Historic gardens and shady refuges in Palma
Palma is a Mediterranean city that learned early on to defend itself from the sun. Long before awnings and air conditioning, it organised its life around shade: the Andalusi water that ran through channels and fountains, the trees that roofed its promenades, the walled orchards that cooled its palaces. To walk its historic gardens today is not only to escape the heat; it is to read how different civilisations —Muslim, Christian, Enlightenment— understood greenery inside the city. This is a guide to those refuges.
S'Hort del Rei, the king's orchard
No garden tells that story better than S'Hort del Rei, at the foot of the Almudaina and the Cathedral. Its origins go back to the early fourteenth century, when it was the most important orchard of the Royal Castle of the kings of Mallorca: an enclosed space where fruit trees, flowers and vegetables were grown. The garden you walk through today is much later, the work of the architect Gabriel Alomar, who in the mid-twentieth century laid out three adjoining gardens to reconcile Hispano-Muslim, Italian Renaissance and Mallorcan gardening traditions. The central one, inspired by the Generalife's Jardín de la Acequia in Granada, is an avowed homage to al-Andalus: terraces, fountains and springs water hackberries, chinaberries and tall silk-floss trees, and integrated sculptures appear among the greenery, such as Subirachs's Jònica or a mobile by Alexander Calder. It is free and open for most of the day —you can read more on the S'Hort del Rei listing from the Balearic tourist board.
The Born and La Rambla: a river turned to shade
From the garden you step onto the promenade. The Born and La Rambla form a green corridor running through the old town beneath rows of tall trees, and their layout is no accident: the Sa Riera torrent once flowed here. After centuries of flooding, its course was diverted in the early seventeenth century beyond the walls, to what is now the Passeig Mallorca. What was once a hemmed-in river is today the city's busiest stretch of shade.
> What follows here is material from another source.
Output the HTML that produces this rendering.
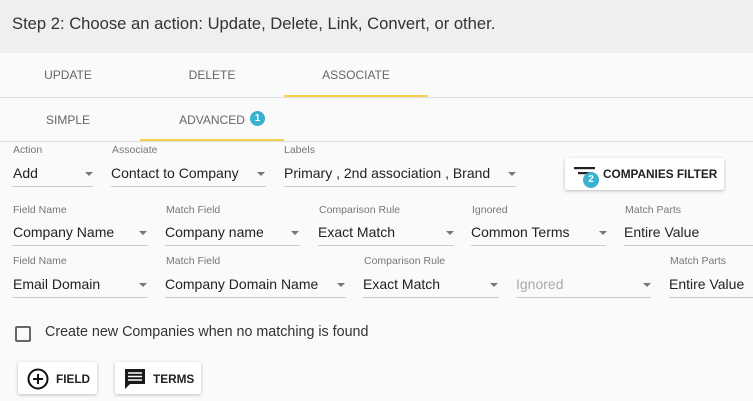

Parc de la Mar, water at the foot of the Seu
At the foot of the Cathedral, the Parc de la Mar —built in the 1980s— laid out an artificial lake that gives back the Seu's silhouette in reflection. It has less shade than other spots, but few images sum up Palma better: golden stone, water and the Renaissance wall in a single view.
Sa Feixina and ses Estacions, the larger parks
For mature trees it pays to step a little away from the monumental core. At the end of the Passeig Mallorca, the Parc de Sa Feixina offers abundant vegetation, fountains and shady corners; and across the Avenidas, the Parc de ses Estacions keeps at its centre a small grove of mulberry trees that creates a cool microclimate even in high summer.
The woods of Bellver
To swap garden for forest, simply climb up to Bellver. The castle —the only one in Spain with a circular ground plan— rises on a pine-clad hill that the city preserves as a special green space. It is Palma's great green lung: shade, the scent of resin and, from the top, the whole bay at your feet.
A few steps from the hotel
You needn't go far. In the Calatrava itself, the neighbourhood of Es Princep, the small garden wrapped around the Arab Baths keeps palms and plants in the shade of a corner with centuries of history, and the quiet squares of the old town offer benches out of the sun. For more plans in the shade in high summer, we have gathered further ideas in cool refuges in Palma in August; and to place each garden in its neighbourhood, it helps to know the best neighbourhoods of Palma.
To wander Palma's gardens is to discover the city at another temperature: slower, quieter, more shaded. It is perhaps the most Mediterranean way to understand it —and the most comfortable way to enjoy it in summer—, especially from the heart of the old town, a few steps from the first garden.